Birçoğunuz Ayşe Anaç kim diye sordunuz kendi kendinize. Yiğit namıyla anılır derler. Yalova’nın 43 köyünde hatta civar illerin birçok köyünde Elmalıklı Kara Mehmet dediniz mi hayvancılık ile uğraşan herkes bilir, tanır onu. Ayşe yenge, rahmetli Kara Mehmet’in hanımı. Aynı zamanda da amcamın kızı Nimet (Anaç)’in kayınvalidesi, yani akrabam Ayşe yenge. 

Gerek sektörün içinde olmamız gerekse akrabalık bağımız nedeniyle kendisini yakından tanıma fırsatını bulduğum ve çok değer verdiğim, vefatı nedeniyle derin üzüntü duyduğum bir büyüğümdü Ayşe yenge. 

Mehmet amca zamanında Yalova’nın en önemli kasaplarından ve hayvan yetiştiricilerindendi. 60 büyükbaş kapasiteli bir ahırı vardı. O günün koşullarını düşündüğünüzde Yalova’nın en büyük kapasiteli ahırlarından birinin sahibiydi. Hayvana bir bakışta kilo koyar söylediği rakam en fazla aşağı yukarı 1 kilo oynardı. Hayvanlarının yem ihtiyaçlarını bizden karşılardı. O nedenle sık sık köye giderdim.

Ayşe yenge, Orhangazi Yeniköylüydü. Gözleri, Ulu Önderimiz Atatürk gibi masmaviydi. Ağırdaki hayvanlar da Ayşe yengenin birer evladı gibiydi. Sabah, akşam ineklerini özenle sağar, kendinden başka kimseye de sağım yaptırmazdı. 

Çocuklarını, torunlarını çok severdi. 5 çocuğu, 10 torunu, 9 da torunlarından torunu vardı. Şimdiki gibi her gün pazar kurulmazdı. Cumartesi günü özel bir gündü. Köylüler pazara iner haftalık alışverişini yapardı. Cumartesi sabahları eski kullandığımız pazar çantalarına doldurduğu süt, yoğurt, yumurta ve tereyağı ile ilk önce büyük kızı Ülkü (Tokay)’ye giderdi. Her cumartesi sabahı diğer kızları Fatma (Kurt) ve Hatice (Belge) ile de orada sabah kahvaltısında buluşurdu. Torunlarıyla ve kızlarıyla kahvaltısını ettikten sonra ikinci durağına oğulları Ülvi ve Ayhan’a giderdi. İşleri bir arada olmasına, Ülvi abinin her gün köyde olmasına rağmen çocuklarını ayırmaz, onlara da eli boş gitmez, aynı çantadan onlara da götürürdü.

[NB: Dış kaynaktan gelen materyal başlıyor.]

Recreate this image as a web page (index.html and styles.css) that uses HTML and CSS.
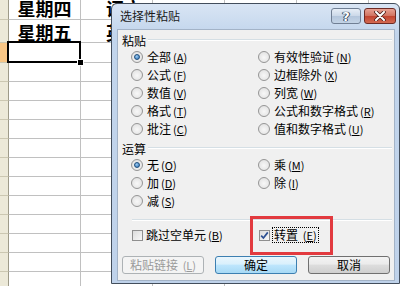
FILE: index.html
```html
<!DOCTYPE html>
<html lang="zh-CN">
<head>
  <meta charset="UTF-8" />
  <title>选择性粘贴</title>
  <link rel="stylesheet" href="styles.css">
</head>
<body>

  <div class="sheet">
    <div class="row r1">
      <div class="hd"></div>
      <div class="cell a big">星期四</div>
      <div class="cell b big">语文</div>
      <div class="cell"></div>
      <div class="cell"></div>
      <div class="cell"></div>
    </div>
    <div class="row r2">
      <div class="hd"></div>
      <div class="cell a big">星期五</div>
      <div class="cell b big">英语</div>
      <div class="cell"></div>
      <div class="cell"></div>
      <div class="cell"></div>
    </div>
    <div class="row r3">
      <div class="hd sel"></div>
      <div class="cell a active"></div>
      <div class="cell b"></div>
      <div class="cell"></div>
      <div class="cell"></div>
      <div class="cell"></div>
    </div>
    <div class="row"><div class="hd"></div><div class="cell a"></div><div class="cell b"></div><div class="cell"></div></div>
    <div class="row"><div class="hd"></div><div class="cell a"></div><div class="cell b"></div><div class="cell"></div></div>
    <div class="row"><div class="hd"></div><div class="cell a"></div><div class="cell b"></div><div class="cell"></div></div>
    <div class="row"><div class="hd"></div><div class="cell a"></div><div class="cell b"></div><div class="cell"></div></div>
    <div class="row"><div class="hd"></div><div class="cell a"></div><div class="cell b"></div><div class="cell"></div></div>
    <div class="row"><div class="hd"></div><div class="cell a"></div><div class="cell b"></div><div class="cell"></div></div>
    <div class="row"><div class="hd"></div><div class="cell a"></div><div class="cell b"></div><div class="cell"></div></div>
    <div class="row"><div class="hd"></div><div class="cell a"></div><div class="cell b"></div><div class="cell"></div></div>
    <div class="row"><div class="hd"></div><div class="cell a"></div><div class="cell b"></div><div class="cell"></div></div>
    <div class="row"><div class="hd"></div><div class="cell a"></div><div class="cell b"></div><div class="cell"></div></div>
    <div class="row"><div class="hd"></div><div class="cell a"></div><div class="cell b"></div><div class="cell"></div></div>
    <div class="row"><div class="hd"></div><div class="cell a"></div><div class="cell b"></div><div class="cell"></div></div>
  </div>

  <div class="dialog">
    <div class="titlebar">
      <span class="title">选择性粘贴</span>
      <div class="tbtns">
        <span class="tb help">?</span>
        <span class="tb close">
          <svg width="14" height="10" viewBox="0 0 14 10">
            <path d="M3 1 L11 9 M11 1 L3 9" stroke="#4a1e1a" stroke-width="3.6" stroke-linecap="round"/>
            <path d="M3 1 L11 9 M11 1 L3 9" stroke="#fff" stroke-width="2" stroke-linecap="round"/>
          </svg>
        </span>
      </div>
    </div>

    <div class="panel">
      <div class="group"><span>粘贴</span></div>
      <div class="opts">
        <label class="opt"><span class="radio on"></span>全部 <span class="key">(<u>A</u>)</span></label>
        <label class="opt"><span class="radio"></span>有效性验证 <span class="key">(<u>N</u>)</span></label>
        <label class="opt"><span class="radio"></span>公式 <span class="key">(<u>F</u>)</span></label>
        <label class="opt"><span class="radio"></span>边框除外 <span class="key">(<u>X</u>)</span></label>
        <label class="opt"><span class="radio"></span>数值 <span class="key">(<u>V</u>)</span></label>
        <label class="opt"><span class="radio"></span>列宽 <span class="key">(<u>W</u>)</span></label>
        <label class="opt"><span class="radio"></span>格式 <span class="key">(<u>T</u>)</span></label>
        <label class="opt"><span class="radio"></span>公式和数字格式 <span class="key">(<u>R</u>)</span></label>
        <label class="opt"><span class="radio"></span>批注 <span class="key">(<u>C</u>)</span></label>
        <label class="opt"><span class="radio"></span>值和数字格式 <span class="key">(<u>U</u>)</span></label>
      </div>

      <div class="group op"><span>运算</span></div>
      <div class="opts">
        <label class="opt"><span class="radio on"></span>无 <span class="key">(<u>O</u>)</span></label>
        <label class="opt"><span class="radio"></span>乘 <span class="key">(<u>M</u>)</span></label>
        <label class="opt"><span class="radio"></span>加 <span class="key">(<u>D</u>)</span></label>
        <label class="opt"><span class="radio"></span>除 <span class="key">(<u>I</u>)</span></label>
        <label class="opt"><span class="radio"></span>减 <span class="key">(<u>S</u>)</span></label>
      </div>

      <div class="sep"></div>

      <div class="checks">
        <label class="opt"><span class="check"></span>跳过空单元 <span class="key">(<u>B</u>)</span></label>
        <label class="opt">
          <span class="check">
            <svg width="9" height="9" viewBox="0 0 9 9"><path d="M1.2 4.6 L3.4 7 L7.8 1.4" fill="none" stroke="#2c4f92" stroke-width="1.7"/></svg>
          </span>
          <span class="focus">转置 <span class="key">(<u>E</u>)</span></span>
        </label>
      </div>

      <div class="buttons">
        <button class="btn disabled">粘贴链接 <span class="key">(<u>L</u>)</span></button>
        <button class="btn primary">确定</button>
        <button class="btn">取消</button>
      </div>

      <div class="mark"></div>
    </div>
  </div>

</body>
</html>
```

FILE: styles.css
```css
body {
  margin: 0;
  background: #fff;
  font-family: "Noto Sans CJK SC", sans-serif;
  overflow: hidden;
}

/* spreadsheet behind the dialog */
.sheet {
  display: flex;
  flex-direction: column;
}
.row {
  display: flex;
  height: 19px;
}
.r1 { height: 20px; }
.r2 { height: 23px; }
.r3 { height: 20px; }
.hd {
  width: 9px;
  flex: none;
  box-sizing: border-box;
  background: #ece9d8;
  border-right: 1px solid #9d9a88;
  border-bottom: 1px solid #cbc7b1;
}
.hd.sel {
  background: #f8c685;
}
.cell {
  width: 72px;
  flex: none;
  box-sizing: border-box;
  border-right: 1px solid #c0c0c0;
  border-bottom: 1px solid #c0c0c0;
  position: relative;
}
.big {
  display: flex;
  align-items: center;
  justify-content: center;
  overflow: hidden;
  font-size: 18px;
  font-weight: bold;
  line-height: 18px;
  color: #000;
}
.r1 .big {
  padding-bottom: 3px;
}
.r2 .big {
  padding-top: 2px;
}
.cell.b.big {
  justify-content: flex-start;
  padding-left: 25px;
}
.active::after {
  content: "";
  position: absolute;
  left: -2px;
  top: -2px;
  right: -1px;
  bottom: -1px;
  border: 2px solid #000;
}
.active::before {
  content: "";
  position: absolute;
  right: -4px;
  bottom: -4px;
  width: 5px;
  height: 5px;
  background: #000;
  border: 1px solid #fff;
  z-index: 1;
}

/* paste special dialog */
.dialog {
  position: absolute;
  left: 111px;
  top: 3px;
  width: 289px;
  height: 281px;
  box-sizing: border-box;
  border: 1px solid #434e5c;
  border-radius: 6px 6px 0 0;
  background: linear-gradient(#d9e5f4, #c2d5ec 30px, #bfd2ea);
  display: flex;
  flex-direction: column;
  font-size: 12px;
  color: #000;
}
.titlebar {
  height: 25px;
  flex: none;
  display: flex;
  align-items: flex-start;
  justify-content: space-between;
}
.title {
  margin: 4px 0 0 8px;
  line-height: 16px;
  color: #1b1b1b;
}
.tbtns {
  display: flex;
  gap: 3px;
  margin: 4px 3px 0 0;
}
.tb {
  height: 16px;
  box-sizing: border-box;
  border-radius: 3px;
  display: flex;
  align-items: center;
  justify-content: center;
}
.help {
  width: 30px;
  border: 1px solid #707f94;
  background: linear-gradient(#e7eef7, #cbd8e8 50%, #b4c6dc 51%, #c4d4e6);
  color: #fff;
  font-family: "DejaVu Sans", sans-serif;
  font-weight: bold;
  font-size: 13px;
  text-shadow: 0 0 1px #26354a, 0 0 1px #26354a, 1px 0 0 #3c4d66, -1px 0 0 #3c4d66;
}
.close {
  width: 32px;
  border: 1px solid #6e2b25;
  background: linear-gradient(#e8a193, #d0725f 50%, #c1432f 51%, #d36a52);
}
.panel {
  flex: 1;
  margin: 0 4px 2px 5px;
  box-sizing: border-box;
  background: #f0f0f0;
  border: 1px solid #a3b3c7;
  padding-top: 2px;
  position: relative;
}
.group {
  height: 16px;
  display: flex;
  align-items: center;
  padding-left: 4px;
  gap: 2px;
}
.group::after {
  content: "";
  flex: 1;
  height: 0;
  border-top: 1px solid #d5dfe5;
  border-bottom: 1px solid #fff;
  margin-right: 2px;
}
.group.op {
  margin-top: 2px;
}
.opts,
.checks {
  display: grid;
  grid-template-columns: 127px 1fr;
  padding-left: 13px;
}
.opt {
  height: 18px;
  display: flex;
  align-items: center;
  white-space: nowrap;
  line-height: 14px;
}
.key {
  font-size: 11px;
  margin-left: 2px;
}
.radio {
  width: 12px;
  height: 12px;
  box-sizing: border-box;
  border-radius: 50%;
  border: 1px solid #959595;
  background: radial-gradient(circle at 50% 55%, #f8f8f8, #dcdcdc);
  margin-right: 4px;
  position: relative;
  flex: none;
}
.radio.on::after {
  content: "";
  position: absolute;
  left: 2px;
  top: 2px;
  width: 6px;
  height: 6px;
  box-sizing: border-box;
  border-radius: 50%;
  border: 1px solid #1f4e7c;
  background: radial-gradient(circle at 40% 35%, #9ccbf2, #2a6fb4);
}
.sep {
  margin: 9px 2px 0 14px;
  border-top: 1px solid #d5dfe5;
  border-bottom: 1px solid #fff;
}
.checks {
  margin-top: 5px;
  padding-left: 14px;
}
.check {
  width: 11px;
  height: 11px;
  box-sizing: border-box;
  border: 1px solid #8f8f8f;
  background: linear-gradient(135deg, #dcdcdc, #f8f8f8);
  margin-right: 3px;
  flex: none;
  display: flex;
  align-items: center;
  justify-content: center;
}
.focus {
  outline: 1px dotted #000;
  padding: 0 1px;
}
.buttons {
  display: flex;
  gap: 11px;
  margin-top: 12px;
  padding-left: 4px;
}
.btn {
  width: 82px;
  height: 18px;
  padding: 0;
  box-sizing: border-box;
  border: 1px solid #707070;
  border-radius: 3px;
  background: linear-gradient(#f3f3f3, #ebebeb 45%, #dddddd 50%, #cfcfcf);
  font-family: "Noto Sans CJK SC", sans-serif;
  font-size: 12px;
  line-height: 14px;
  color: #000;
}
.btn.primary {
  border-color: #3c7fb1;
  background: linear-gradient(#eaf6fd, #d9f0fc 45%, #bee6fd 50%, #a7d9f5);
}
.btn.disabled {
  border-color: #adb2b5;
  background: #f4f4f4;
  color: #9a9a9a;
}
.mark {
  position: absolute;
  left: 132px;
  top: 186px;
  width: 83px;
  height: 39px;
  box-sizing: border-box;
  border: 3px solid #e23a3f;
}
```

Çocuklarını ziyaret edip torunlarını gördükten sonra pazara geçer alışverişini yapar evine gideri. Torunlarına kızdığını, bağırdığını bir kere dahi gören olmamıştır. Ailesini, çocuklarını, torunlarını böyle severdi. 

5 görümcesi vardı. Görümcelerinin çocukları da onu annesi gibi severdi. Onların çocukları da tıpkı torunları gibiydi. Kendi kardeşlerinin çocukları yaz tatillerini köyde geçirirdi. Kocaman bir aileyi kucaklıyordu. Eve gelen kimse eli boş dönemezdi. Eve misafirliğe gittiyseniz size hiç sormadan sofra kurulur, yemek yenirdi. Misafirperverdi. Yem götürdüğümüzde yayıkta yaptığı ayrandan ikram etmeden bırakmazdı. Çocuklara, kümeste bulduğu kaç yumurta varsa poşete koyar bunları götür derdi. 

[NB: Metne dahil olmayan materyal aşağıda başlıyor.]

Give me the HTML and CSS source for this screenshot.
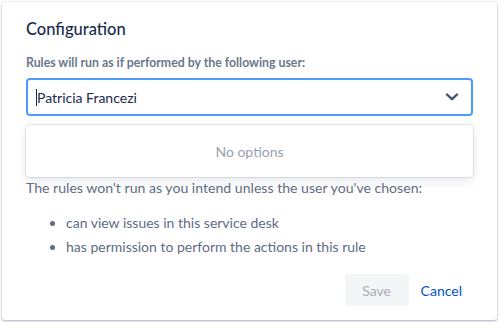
FILE: index.html
```html
<!DOCTYPE html>
<html>
<head>
<meta charset="utf-8">
<link rel="stylesheet" href="styles.css">
</head>
<body>
<div class="page">
  <div class="modal">
    <h1 class="title">Configuration</h1>
    <label class="label">Rules will run as if performed by the following user:</label>
    <div class="select">
      <span class="value"><span class="caret"></span>Patricia Francezi</span>
      <svg class="chev" width="14" height="10" viewBox="0 0 14 10"><path d="M2 2.5 L7 7.2 L12 2.5" fill="none" stroke="#42526E" stroke-width="2.4" stroke-linecap="round" stroke-linejoin="round"/></svg>
    </div>
    <div class="menu">No options</div>
    <p class="text">The rules won't run as you intend unless the user you've chosen:</p>
    <ul class="list">
      <li>can view issues in this service desk</li>
      <li>has permission to perform the actions in this rule</li>
    </ul>
    <div class="footer">
      <button class="btn save">Save</button>
      <button class="btn cancel">Cancel</button>
    </div>
  </div>
</div>
</body>
</html>
```
FILE: styles.css
```css
html, body {
  margin: 0;
  padding: 0;
  background: #fff;
}
body {
  font-family: "Lato", "Noto Sans", sans-serif;
  color: #172B4D;
}
.page {
  width: 501px;
  height: 322px;
  padding: 2px 4px 0 2px;
  box-sizing: border-box;
  overflow: hidden;
}
.modal {
  background: #fff;
  border-radius: 3px;
  box-shadow: 0 0 0 1px rgba(9,30,66,0.08), 0 2px 3px rgba(9,30,66,0.2);
  height: 318px;
  box-sizing: border-box;
  padding: 15px 24px 0 24px;
  display: flex;
  flex-direction: column;
}
.title {
  margin: 0;
  font-size: 16.5px;
  font-weight: 500;
  line-height: 24px;
  color: #172B4D;
}
.label {
  margin-top: 14px;
  font-size: 12.3px;
  font-weight: 700;
  line-height: 16px;
  color: #6B778C;
}
.select {
  margin-top: 7px;
  height: 38px;
  box-sizing: border-box;
  border: 2px solid #4C9AFF;
  border-radius: 4px;
  display: flex;
  align-items: center;
  justify-content: space-between;
  padding: 0 12px 0 8px;
}
.value {
  font-size: 14px;
  color: #172B4D;
  display: flex;
  align-items: center;
}
.caret {
  display: inline-block;
  width: 1px;
  height: 17px;
  background: #172B4D;
}
.menu {
  margin-top: 9px;
  height: 52px;
  box-sizing: border-box;
  border-radius: 4px;
  box-shadow: 0 0 0 1px rgba(9,30,66,0.1), 0 4px 11px rgba(9,30,66,0.1);
  display: flex;
  align-items: center;
  justify-content: center;
  font-size: 14px;
  color: #97A0AF;
}
.text {
  margin: 1px 0 0 0;
  font-size: 14.1px;
  line-height: 20px;
  color: #5E6C84;
}
.list {
  margin: 15px 0 0 0;
  padding-left: 40px;
  font-size: 14px;
  line-height: 20px;
  color: #5E6C84;
}
.list li + li {
  margin-top: 4px;
}
.footer {
  margin-top: auto;
  margin-bottom: 14px;
  display: flex;
  justify-content: flex-end;
  gap: 4px;
  padding-right: 3px;
}
.btn {
  font-family: inherit;
  font-size: 14px;
  height: 32px;
  border: none;
  border-radius: 3px;
  padding: 0 16px;
  background: transparent;
  cursor: default;
}
.save {
  background: #F4F5F7;
  color: #A5ADBA;
  width: 64px;
}
.cancel {
  color: #0052CC;
  padding: 0 8px;
}
```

Benim bu dünyada tanıdığım kıymetli insanlardan bir tanesiydi. Halit oğlum deyişi şuan bile kulaklarımda. Benim için değerli bir insandı Ayşe yenge. Bize iftira atıldığında çok üzüldü. Hayır duasını üzerimizden hiç eksik etmedi. Kendisini her fırsat bulduğumda ziyaret ettim. Sırtımı her sıvazladığında onun o içtenliği hep güç verdi.

Ayşe yenge, 90 yaşındaydı ama kendi hizmetini kendi görüyordu. Orucunu tutuyordu. Geçtiğimiz hafta sahura kalkıp oruca niyetlenip namazını kıldıktan sonra bir daha uyanamadı. Böyle mübarek bir ayda abdestli, oruçlu olarak aramızdan ayrıldı. 

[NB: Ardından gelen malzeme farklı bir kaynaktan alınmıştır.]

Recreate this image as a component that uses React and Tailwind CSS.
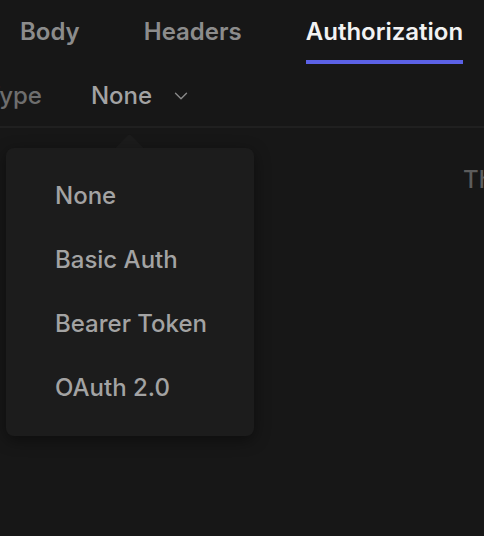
import { ChevronDown } from "lucide-react";

const tabs = ["Body", "Headers", "Authorization"];
const authTypes = ["None", "Basic Auth", "Bearer Token", "OAuth 2.0"];

export default function App() {
  return (
    <div
      className="relative h-[536px] w-[484px] overflow-hidden bg-[#171717] text-[24px]"
      style={{ fontFamily: "Inter, 'Noto Sans', sans-serif" }}
    >
      {/* tabs */}
      <div className="flex h-16 items-stretch gap-[64px] pl-5">
        {tabs.map((tab) => (
          <div
            key={tab}
            className={`flex items-center border-b-4 pt-1 font-semibold whitespace-nowrap ${
              tab === "Authorization"
                ? "border-[#5b61e6] text-[#f2f2f2]"
                : "border-transparent text-[#8c8c8c]"
            }`}
          >
            {tab}
          </div>
        ))}
      </div>

      {/* auth type row */}
      <div className="flex h-16 items-center border-b-2 border-[#202020] pt-0.5 font-medium -ml-[15px]">
        <span className="text-[#6e6e6e]">Type</span>
        <span className="ml-[49px] text-[#a3a3a3]">None</span>
        <ChevronDown className="ml-[18px] text-[#8a8a8a]" size={22} strokeWidth={1.5} />
      </div>

      {/* content */}
      <div className="pt-[34px] pl-[463px] whitespace-nowrap font-medium text-[#5c5c5c]">
        There is no authentication for this request
      </div>

      {/* dropdown */}
      <div className="absolute top-[148px] left-[6px] w-[248px]">
        <div className="absolute -top-[10px] left-[113px] h-[21px] w-[21px] rotate-45 rounded-[3px] bg-[#1c1c1c]" />
        <div className="relative rounded-lg bg-[#1c1c1c] py-4 shadow-[0_4px_16px_rgba(0,0,0,0.45)]">
          {authTypes.map((t) => (
            <div key={t} className="flex h-16 items-center pl-[49px] font-medium text-[#a3a3a3]">
              {t}
            </div>
          ))}
        </div>
      </div>
    </div>
  );
}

Bu hafta bu değerli insanı anmak istedim. Rabbim kabrini pür nur, mekanını cennet eylesin. İnanıyoruz ki şimdi 2009 yılında kaybettiğimiz Mehmet amca ile buluştular. Allah her ikisine de rahmet eylesin. Ailesine ve biz sevenlerin de sabırlar versin.